Solar light absorbing carbonaceous aerosols or black carbon (BC) are altering rainfall patterns, accelerating melting of glaciers and snow and impacting cloud formation at the regional level.
Black carbon altering climate of Gangetic plains and Himalayan foothills

NEW DELHI:  In the just concluded winter session of Parliament, Union Minister of Earth Sciences Kiren Rijiju shared his concerns about the rise of aerosol levels over the Indo-Gangetic Plain and the Himalayan foothills. Solar light absorbing carbonaceous aerosols or black carbon (BC) are altering rainfall patterns, accelerating melting of glaciers and snow and impacting cloud formation at the regional level. India represents a unique case for aerosol loading, properties and their effects. Varying aerosol sources get activated at different spatial and temporal scales.

This changing nature of aerosols temporally and spatially when coupled with different land use nature av cross India, produces a very complex aerosol radiation-cloud-precipitation-climate interaction, Rijiju said. Studies show that at least 75% of the aerosol absorption over the Indo-Gangetic Plain and the Himalayas throughout the year comes from BC.

Besides, aerosols alone account for over 50% of the total warming of the lower atmosphere. In an interview with the New Indian Express, Dr Mrutyunjay Mohapatra, Director General of Indian Meteorological Department, said eastern India’s long range period rainfall has reduced significantly in the past few decades due to high BC levels. Uttar Pradesh, Madhya Pradesh, Chhattisgarh, Jharkhand and some parts of the Northeast have witnessed significant reduction in seasonal as well as annual rainfall in the past few decades.

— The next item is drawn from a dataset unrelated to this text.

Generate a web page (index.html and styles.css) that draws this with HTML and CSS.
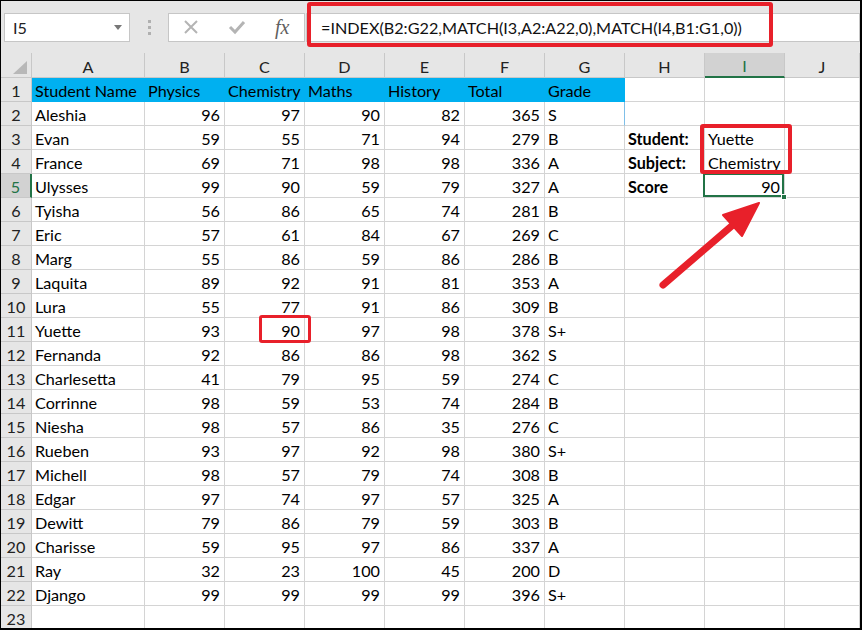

What is aerosol and its role in regulating the atmosphere?
An aerosol — natural or anthropogenic — is a suspension of fine solid particles or liquid droplets in the air. It plays an important role in the formation of fog, mist and brown clouds. Some aerosols absorb solar radiation resulting in warming the atmosphere while others scatter and reflect the heat, resulting in the cooling of the atmosphere. BC aerosols contribute significantly (20-70%) to the total atmospheric load of particulate matter and account for more than 50% of total warming of the lower atmosphere. BC absorbs solar radiation, causing a warming effect as it settles on glaciers and accelerates melting.

What is the source of BC aerosols and why is it a concern?
BC is the main anthropogenic light-absorbing constituent present in aerosols. Its main sources are the combustion of fossil fuels (such as gasoline, oil, and coal), wood and other biomass. It is mostly emitted by vehicles (largely diesel ones), industrial production, household use of solid fuels, agricultural biomass and waste burning.

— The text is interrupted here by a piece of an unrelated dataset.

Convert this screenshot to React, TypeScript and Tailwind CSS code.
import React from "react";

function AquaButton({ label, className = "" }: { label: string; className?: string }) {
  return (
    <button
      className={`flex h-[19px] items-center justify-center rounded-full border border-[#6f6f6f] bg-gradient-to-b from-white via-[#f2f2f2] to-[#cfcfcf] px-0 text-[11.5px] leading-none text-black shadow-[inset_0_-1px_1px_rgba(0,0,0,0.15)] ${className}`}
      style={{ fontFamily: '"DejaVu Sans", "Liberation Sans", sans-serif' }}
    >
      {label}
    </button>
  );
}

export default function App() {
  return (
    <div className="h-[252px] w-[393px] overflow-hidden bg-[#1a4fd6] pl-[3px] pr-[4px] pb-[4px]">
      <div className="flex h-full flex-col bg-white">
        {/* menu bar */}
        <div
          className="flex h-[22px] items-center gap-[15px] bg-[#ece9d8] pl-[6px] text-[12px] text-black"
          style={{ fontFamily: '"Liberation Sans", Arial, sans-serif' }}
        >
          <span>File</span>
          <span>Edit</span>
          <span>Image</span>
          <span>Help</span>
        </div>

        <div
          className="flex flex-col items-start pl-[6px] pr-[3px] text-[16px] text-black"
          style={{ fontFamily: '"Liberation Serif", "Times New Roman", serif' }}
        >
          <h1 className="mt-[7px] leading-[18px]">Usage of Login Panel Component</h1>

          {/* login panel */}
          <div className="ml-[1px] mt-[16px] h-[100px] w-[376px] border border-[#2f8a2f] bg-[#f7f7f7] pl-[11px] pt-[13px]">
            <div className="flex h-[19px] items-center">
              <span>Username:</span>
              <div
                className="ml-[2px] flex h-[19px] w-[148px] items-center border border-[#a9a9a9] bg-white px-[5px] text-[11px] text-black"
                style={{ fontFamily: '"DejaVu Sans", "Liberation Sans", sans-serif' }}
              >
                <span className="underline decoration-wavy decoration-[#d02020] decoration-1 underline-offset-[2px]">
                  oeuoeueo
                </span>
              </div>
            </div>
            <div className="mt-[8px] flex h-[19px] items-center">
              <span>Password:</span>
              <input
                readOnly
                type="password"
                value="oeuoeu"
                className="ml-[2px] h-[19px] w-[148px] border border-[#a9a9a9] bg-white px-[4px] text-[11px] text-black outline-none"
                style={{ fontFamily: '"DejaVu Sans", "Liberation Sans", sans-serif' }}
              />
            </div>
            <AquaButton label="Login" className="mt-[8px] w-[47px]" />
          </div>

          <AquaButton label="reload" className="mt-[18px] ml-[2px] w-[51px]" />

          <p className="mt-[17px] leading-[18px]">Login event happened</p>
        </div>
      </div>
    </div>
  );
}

According to a study, the highest BC contributor was biomass burning (37%), followed by transport (both on-road and non-road transport) at 25%, residential biofuels at 18% and industry at 11%. The rest are residential biomass and coal. Besides, large aerosol concentration does not allow cloud droplets to grow, thus inhibiting rainfall and decreasing visibility in the lower atmosphere.

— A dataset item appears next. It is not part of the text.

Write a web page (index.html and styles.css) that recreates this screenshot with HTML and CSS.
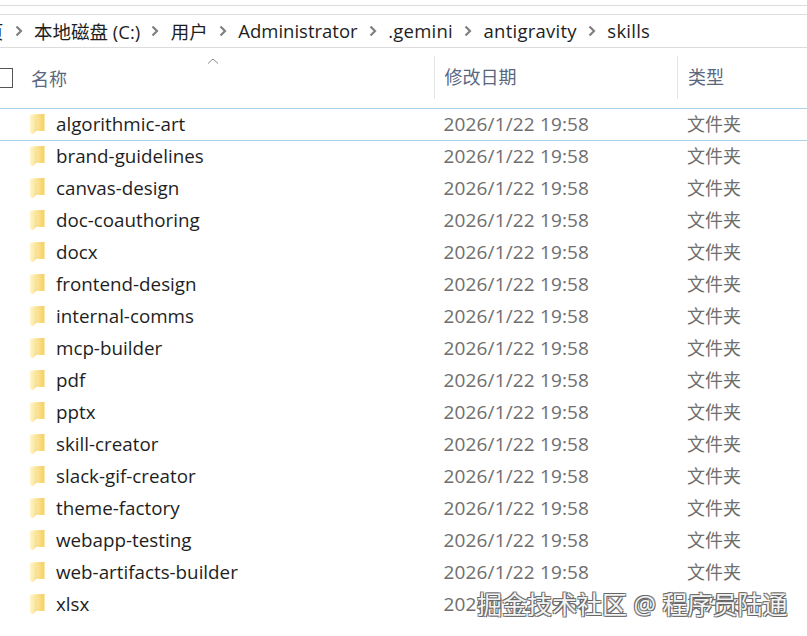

The Fifth Assessment Report of the Intergovernmental Panel on Climate Change (IPCC AR5), while quantifying the warming potential of each pollutant, stated that BC can be 900 times more warming than CO2 in a 20-year time horizon. Also, BC is the largest contributor to fine particles i.e. smaller than PM2.5, causing serious respiratory and cardiovascular diseases.

Why do BC and CO2 need aligned mitigation?
There is a complex chemistry between cooling and warming components of aerosols. For example, the IPCC AR6 report says that removal of sulphur dioxide emissions that form cooling sulphate can increase the global mean surface temperature by 0.69°C.

But reduction of BC aerosols would reduce the temperature by just 0.022°C during 2041-50. “But this trade-off can be small if significant CO2 reductions are also achieved simultaneously,” the Delhi-based environment think tank Centre for Science and Environment says in its report.

Double burden of the Global South
While the Global North or the developed economies have been producing more heat-trapping gases and require accelerated energy transition to curb long lived CO2, the Global South finds itself in the polluting pathways of socio-economic development that produce more short-lived climate pollutants (SLCP) - BC, greenhouse gases like methane, CO2 and hydrofluorocarbons.

It has twin impacts: (1) Global warming further increases the reaction rate of atmospheric gases, thus increasing harmful particulate matter concentration. (2) Increasing global warming affects dust concentration, increases forest fires and impacts aerosols. And changing rainfall patterns affect the wet removal process of particulate matter. This is the double burden.